## Supplied information
--- Begin ---

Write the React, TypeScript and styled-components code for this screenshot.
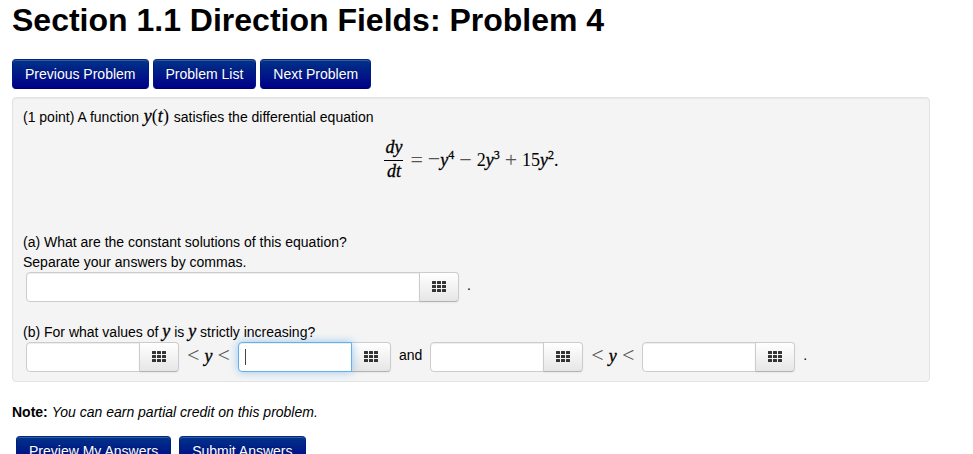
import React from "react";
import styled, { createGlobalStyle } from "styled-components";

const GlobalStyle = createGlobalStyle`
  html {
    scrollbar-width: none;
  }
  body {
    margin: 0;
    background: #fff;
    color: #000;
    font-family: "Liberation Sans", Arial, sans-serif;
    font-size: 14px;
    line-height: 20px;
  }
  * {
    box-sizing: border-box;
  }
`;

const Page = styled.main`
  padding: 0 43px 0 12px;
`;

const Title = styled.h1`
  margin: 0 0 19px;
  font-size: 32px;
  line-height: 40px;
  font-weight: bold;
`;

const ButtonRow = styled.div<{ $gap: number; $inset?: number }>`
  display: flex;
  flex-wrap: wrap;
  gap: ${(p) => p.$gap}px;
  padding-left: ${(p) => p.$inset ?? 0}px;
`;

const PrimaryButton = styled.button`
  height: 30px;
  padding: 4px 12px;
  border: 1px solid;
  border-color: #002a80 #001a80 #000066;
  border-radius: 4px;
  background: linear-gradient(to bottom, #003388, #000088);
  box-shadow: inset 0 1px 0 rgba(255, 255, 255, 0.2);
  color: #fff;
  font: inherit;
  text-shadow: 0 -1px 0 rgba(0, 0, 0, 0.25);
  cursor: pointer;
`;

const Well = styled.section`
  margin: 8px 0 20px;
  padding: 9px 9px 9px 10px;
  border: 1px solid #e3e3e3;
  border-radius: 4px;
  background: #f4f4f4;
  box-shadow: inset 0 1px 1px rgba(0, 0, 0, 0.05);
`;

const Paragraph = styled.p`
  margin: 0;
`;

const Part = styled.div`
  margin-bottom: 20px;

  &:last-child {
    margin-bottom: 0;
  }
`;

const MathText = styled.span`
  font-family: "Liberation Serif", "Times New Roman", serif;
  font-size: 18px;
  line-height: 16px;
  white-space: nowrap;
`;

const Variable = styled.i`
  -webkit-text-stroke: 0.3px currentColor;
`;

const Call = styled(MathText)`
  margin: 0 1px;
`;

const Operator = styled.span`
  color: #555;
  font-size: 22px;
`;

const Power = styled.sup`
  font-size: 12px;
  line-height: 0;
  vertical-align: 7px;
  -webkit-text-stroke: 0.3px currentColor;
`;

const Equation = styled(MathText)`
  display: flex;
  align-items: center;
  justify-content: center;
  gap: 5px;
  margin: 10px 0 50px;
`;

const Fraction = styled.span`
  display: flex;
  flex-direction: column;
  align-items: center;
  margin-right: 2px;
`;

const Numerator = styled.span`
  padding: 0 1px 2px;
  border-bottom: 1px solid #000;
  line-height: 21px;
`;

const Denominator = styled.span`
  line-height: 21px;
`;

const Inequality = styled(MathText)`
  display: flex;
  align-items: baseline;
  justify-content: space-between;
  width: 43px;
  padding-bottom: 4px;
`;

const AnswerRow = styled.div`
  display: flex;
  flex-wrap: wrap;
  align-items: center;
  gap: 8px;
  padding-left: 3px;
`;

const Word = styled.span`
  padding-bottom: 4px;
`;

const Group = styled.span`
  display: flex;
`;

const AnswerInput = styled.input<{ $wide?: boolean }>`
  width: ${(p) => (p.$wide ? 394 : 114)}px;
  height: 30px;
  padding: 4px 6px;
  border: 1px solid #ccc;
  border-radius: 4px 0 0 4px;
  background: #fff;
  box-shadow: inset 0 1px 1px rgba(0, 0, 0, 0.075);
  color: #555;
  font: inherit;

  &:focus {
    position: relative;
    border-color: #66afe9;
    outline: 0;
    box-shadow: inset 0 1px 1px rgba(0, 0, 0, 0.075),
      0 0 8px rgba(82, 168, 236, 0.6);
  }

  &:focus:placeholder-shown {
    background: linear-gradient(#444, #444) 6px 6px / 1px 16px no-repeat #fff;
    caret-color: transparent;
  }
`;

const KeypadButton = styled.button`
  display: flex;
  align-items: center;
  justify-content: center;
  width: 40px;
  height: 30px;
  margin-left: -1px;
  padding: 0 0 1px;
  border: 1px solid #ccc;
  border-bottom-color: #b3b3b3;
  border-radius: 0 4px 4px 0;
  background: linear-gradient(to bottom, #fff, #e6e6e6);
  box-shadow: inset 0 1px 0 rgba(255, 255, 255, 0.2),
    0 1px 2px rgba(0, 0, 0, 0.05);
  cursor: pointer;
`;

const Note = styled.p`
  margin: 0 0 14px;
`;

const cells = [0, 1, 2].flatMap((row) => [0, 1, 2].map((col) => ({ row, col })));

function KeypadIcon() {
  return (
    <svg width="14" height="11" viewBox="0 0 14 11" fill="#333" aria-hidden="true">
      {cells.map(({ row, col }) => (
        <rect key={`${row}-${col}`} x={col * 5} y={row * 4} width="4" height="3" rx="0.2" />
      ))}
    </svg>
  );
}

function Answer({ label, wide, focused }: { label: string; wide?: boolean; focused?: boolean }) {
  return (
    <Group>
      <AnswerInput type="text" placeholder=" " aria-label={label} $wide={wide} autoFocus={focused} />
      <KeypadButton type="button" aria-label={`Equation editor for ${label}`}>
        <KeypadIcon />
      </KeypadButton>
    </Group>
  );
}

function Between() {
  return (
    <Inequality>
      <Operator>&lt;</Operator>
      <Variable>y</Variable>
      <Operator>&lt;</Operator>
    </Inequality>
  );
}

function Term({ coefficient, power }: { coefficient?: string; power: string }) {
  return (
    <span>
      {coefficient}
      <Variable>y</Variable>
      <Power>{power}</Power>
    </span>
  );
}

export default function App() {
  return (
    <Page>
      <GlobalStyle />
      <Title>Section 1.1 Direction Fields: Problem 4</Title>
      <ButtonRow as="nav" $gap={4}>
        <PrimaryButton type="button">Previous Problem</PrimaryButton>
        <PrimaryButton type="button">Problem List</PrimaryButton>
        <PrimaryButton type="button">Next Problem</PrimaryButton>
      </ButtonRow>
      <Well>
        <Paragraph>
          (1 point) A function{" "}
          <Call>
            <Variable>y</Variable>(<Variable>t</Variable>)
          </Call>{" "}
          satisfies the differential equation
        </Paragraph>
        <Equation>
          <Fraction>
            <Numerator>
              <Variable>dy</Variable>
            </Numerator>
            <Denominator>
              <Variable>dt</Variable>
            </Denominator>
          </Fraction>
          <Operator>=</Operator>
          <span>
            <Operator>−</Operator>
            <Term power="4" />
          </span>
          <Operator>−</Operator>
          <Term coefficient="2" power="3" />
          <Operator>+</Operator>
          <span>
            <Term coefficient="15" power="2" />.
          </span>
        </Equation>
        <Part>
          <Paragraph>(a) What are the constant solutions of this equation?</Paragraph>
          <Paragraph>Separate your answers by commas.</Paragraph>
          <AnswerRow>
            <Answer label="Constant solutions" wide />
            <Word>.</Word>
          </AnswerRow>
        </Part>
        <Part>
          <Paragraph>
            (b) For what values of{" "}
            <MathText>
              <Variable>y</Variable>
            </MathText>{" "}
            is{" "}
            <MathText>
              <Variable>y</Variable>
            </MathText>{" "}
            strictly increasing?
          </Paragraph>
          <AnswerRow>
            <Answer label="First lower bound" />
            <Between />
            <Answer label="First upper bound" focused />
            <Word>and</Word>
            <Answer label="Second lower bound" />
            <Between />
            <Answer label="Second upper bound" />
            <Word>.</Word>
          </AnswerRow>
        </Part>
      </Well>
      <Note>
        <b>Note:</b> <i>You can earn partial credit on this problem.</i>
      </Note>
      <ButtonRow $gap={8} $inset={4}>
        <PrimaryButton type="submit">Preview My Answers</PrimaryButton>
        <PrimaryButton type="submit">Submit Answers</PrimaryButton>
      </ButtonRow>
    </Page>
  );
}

--- End ---
--- Begin ---

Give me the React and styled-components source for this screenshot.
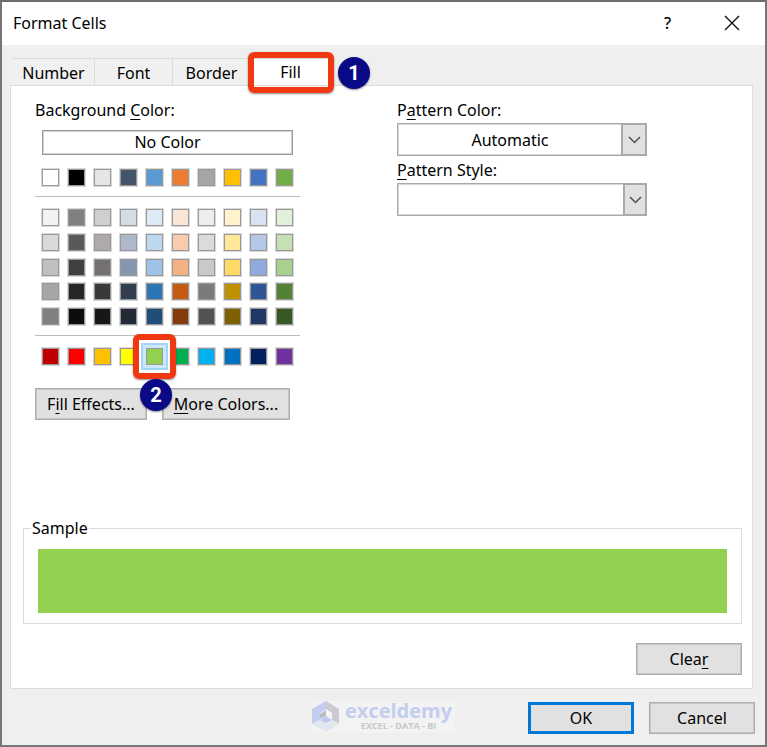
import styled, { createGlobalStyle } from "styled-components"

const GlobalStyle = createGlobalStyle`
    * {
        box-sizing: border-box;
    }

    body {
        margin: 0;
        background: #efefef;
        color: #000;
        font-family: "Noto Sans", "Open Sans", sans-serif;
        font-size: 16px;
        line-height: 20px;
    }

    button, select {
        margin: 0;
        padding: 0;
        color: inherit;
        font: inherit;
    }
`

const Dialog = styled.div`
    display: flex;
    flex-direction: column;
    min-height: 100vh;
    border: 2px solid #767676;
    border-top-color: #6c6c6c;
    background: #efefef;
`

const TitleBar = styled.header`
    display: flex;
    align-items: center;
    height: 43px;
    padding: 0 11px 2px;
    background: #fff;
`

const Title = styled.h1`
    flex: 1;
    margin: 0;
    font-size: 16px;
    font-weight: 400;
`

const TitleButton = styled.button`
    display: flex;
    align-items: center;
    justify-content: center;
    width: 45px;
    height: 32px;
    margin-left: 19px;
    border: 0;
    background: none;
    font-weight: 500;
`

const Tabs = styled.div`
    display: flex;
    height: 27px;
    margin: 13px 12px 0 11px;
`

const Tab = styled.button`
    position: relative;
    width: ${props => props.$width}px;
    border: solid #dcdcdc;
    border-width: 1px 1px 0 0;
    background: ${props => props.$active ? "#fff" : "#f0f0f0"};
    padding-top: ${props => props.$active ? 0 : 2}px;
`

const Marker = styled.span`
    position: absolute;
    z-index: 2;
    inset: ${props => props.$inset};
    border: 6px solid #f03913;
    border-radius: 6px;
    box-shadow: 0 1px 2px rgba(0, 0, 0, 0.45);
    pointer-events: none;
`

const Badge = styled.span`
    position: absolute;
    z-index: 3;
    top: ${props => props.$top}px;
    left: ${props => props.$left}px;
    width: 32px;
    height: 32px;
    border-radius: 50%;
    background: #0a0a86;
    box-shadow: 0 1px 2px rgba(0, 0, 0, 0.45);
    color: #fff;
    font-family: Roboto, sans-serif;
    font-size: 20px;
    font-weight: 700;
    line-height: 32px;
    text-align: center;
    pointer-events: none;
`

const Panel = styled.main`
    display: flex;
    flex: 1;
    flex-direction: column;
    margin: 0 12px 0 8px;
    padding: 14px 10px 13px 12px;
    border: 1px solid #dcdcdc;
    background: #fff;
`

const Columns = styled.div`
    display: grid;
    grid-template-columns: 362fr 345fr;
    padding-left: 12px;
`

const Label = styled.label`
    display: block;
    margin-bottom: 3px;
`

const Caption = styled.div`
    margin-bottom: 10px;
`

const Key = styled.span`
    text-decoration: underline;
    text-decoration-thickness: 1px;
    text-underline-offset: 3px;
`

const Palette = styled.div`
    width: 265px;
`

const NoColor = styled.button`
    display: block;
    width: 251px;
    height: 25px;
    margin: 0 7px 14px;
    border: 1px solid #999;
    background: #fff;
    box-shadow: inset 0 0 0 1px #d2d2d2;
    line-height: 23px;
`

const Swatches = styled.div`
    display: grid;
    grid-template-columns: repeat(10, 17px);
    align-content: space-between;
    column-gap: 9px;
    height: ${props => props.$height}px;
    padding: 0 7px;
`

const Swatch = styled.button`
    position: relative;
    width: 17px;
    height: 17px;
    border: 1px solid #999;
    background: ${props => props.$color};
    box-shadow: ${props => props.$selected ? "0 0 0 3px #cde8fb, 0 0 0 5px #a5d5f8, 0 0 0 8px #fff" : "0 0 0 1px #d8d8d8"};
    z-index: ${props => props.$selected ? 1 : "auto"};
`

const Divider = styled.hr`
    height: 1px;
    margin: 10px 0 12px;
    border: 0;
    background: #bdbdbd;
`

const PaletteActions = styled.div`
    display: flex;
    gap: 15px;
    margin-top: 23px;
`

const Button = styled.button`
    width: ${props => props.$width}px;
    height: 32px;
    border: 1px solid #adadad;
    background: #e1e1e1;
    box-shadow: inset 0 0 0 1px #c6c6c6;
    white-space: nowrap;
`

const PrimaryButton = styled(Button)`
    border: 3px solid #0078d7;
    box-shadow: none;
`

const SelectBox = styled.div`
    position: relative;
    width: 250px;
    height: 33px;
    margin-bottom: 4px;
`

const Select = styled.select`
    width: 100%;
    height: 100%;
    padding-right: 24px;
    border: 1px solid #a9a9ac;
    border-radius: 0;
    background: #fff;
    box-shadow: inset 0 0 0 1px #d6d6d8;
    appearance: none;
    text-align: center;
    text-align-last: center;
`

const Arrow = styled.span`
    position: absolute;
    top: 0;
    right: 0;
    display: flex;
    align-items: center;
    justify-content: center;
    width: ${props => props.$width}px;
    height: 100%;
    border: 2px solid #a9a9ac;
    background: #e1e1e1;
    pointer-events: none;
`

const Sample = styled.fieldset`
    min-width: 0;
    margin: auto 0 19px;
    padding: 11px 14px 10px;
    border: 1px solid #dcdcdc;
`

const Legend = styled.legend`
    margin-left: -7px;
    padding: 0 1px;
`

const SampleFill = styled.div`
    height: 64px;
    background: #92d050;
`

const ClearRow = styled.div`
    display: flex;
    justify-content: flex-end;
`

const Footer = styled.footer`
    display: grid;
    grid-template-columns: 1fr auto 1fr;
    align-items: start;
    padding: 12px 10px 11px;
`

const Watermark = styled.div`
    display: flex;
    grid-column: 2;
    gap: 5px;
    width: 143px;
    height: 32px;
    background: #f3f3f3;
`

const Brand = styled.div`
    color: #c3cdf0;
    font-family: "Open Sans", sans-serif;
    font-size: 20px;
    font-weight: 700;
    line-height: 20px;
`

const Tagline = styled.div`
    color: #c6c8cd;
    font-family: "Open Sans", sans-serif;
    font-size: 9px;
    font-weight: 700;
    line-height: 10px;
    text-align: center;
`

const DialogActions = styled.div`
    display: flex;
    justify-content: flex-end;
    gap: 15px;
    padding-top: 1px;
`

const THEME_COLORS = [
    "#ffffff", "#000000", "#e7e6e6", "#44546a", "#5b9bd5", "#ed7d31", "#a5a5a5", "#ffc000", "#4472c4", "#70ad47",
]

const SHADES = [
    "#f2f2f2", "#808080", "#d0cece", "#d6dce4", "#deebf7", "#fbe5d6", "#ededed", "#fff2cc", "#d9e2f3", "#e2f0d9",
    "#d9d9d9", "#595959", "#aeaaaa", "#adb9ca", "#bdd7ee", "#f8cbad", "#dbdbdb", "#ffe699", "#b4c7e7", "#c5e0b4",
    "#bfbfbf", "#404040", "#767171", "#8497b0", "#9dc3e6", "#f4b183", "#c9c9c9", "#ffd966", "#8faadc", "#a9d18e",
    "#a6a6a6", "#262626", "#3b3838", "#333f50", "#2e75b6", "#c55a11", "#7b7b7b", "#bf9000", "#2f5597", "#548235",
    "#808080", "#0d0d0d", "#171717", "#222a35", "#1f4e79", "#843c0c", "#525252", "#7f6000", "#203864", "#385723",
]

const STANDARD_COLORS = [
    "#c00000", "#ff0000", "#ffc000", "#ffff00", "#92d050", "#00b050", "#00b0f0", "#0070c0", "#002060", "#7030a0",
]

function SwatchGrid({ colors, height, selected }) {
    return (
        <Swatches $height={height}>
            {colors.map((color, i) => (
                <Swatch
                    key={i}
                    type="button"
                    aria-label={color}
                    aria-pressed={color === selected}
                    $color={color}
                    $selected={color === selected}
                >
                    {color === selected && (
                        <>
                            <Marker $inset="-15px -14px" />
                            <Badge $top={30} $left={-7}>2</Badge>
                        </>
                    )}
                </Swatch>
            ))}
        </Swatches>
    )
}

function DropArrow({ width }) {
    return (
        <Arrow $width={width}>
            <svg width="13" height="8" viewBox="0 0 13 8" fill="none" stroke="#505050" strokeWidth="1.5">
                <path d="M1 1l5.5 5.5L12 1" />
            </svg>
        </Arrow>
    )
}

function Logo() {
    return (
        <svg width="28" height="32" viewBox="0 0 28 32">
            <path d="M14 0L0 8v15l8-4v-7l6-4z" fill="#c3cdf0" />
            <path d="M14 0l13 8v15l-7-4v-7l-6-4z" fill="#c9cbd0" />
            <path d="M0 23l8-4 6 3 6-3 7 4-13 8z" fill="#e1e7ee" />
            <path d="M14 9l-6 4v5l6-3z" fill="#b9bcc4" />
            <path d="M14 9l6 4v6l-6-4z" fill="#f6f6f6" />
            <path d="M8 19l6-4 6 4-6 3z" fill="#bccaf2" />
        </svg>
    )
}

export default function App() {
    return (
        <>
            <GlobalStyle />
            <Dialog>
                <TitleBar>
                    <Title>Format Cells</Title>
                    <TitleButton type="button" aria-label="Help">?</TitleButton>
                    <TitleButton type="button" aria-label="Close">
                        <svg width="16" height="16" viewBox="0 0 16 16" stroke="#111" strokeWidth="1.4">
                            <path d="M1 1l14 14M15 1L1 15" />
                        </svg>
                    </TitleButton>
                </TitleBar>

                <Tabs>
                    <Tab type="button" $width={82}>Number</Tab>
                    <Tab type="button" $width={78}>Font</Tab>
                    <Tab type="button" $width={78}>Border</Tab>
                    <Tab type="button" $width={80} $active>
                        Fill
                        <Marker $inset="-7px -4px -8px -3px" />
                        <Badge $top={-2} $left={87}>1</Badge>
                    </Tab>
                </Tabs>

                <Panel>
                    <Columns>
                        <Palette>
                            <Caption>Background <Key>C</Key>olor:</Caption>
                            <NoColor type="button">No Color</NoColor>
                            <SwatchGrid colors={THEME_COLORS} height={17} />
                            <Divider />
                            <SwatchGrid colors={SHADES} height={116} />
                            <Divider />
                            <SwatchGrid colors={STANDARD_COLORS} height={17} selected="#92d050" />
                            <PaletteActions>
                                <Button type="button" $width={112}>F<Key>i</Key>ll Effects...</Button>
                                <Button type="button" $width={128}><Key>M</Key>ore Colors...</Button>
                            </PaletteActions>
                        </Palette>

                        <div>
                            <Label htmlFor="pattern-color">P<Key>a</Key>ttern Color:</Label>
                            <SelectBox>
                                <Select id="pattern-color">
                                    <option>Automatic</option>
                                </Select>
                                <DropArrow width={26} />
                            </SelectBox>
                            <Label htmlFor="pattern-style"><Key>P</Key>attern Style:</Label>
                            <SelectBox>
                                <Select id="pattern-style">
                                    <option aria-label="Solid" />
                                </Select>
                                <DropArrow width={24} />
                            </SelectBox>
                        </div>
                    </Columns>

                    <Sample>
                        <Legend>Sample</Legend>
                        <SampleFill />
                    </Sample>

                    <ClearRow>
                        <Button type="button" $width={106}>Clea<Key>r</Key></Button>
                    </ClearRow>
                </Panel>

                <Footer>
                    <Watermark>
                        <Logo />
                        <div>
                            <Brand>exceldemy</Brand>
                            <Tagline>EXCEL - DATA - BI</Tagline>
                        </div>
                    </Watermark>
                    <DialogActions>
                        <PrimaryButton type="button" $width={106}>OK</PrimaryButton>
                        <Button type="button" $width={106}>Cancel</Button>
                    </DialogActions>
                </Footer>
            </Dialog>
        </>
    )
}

--- End ---

## Work required
Sift the material for lines with the string "components". Copy each one found.

## The reply
Write the React, TypeScript and styled-components code for this screenshot.
import styled, { createGlobalStyle } from "styled-components";
Give me the React and styled-components source for this screenshot.
import styled, { createGlobalStyle } from "styled-components"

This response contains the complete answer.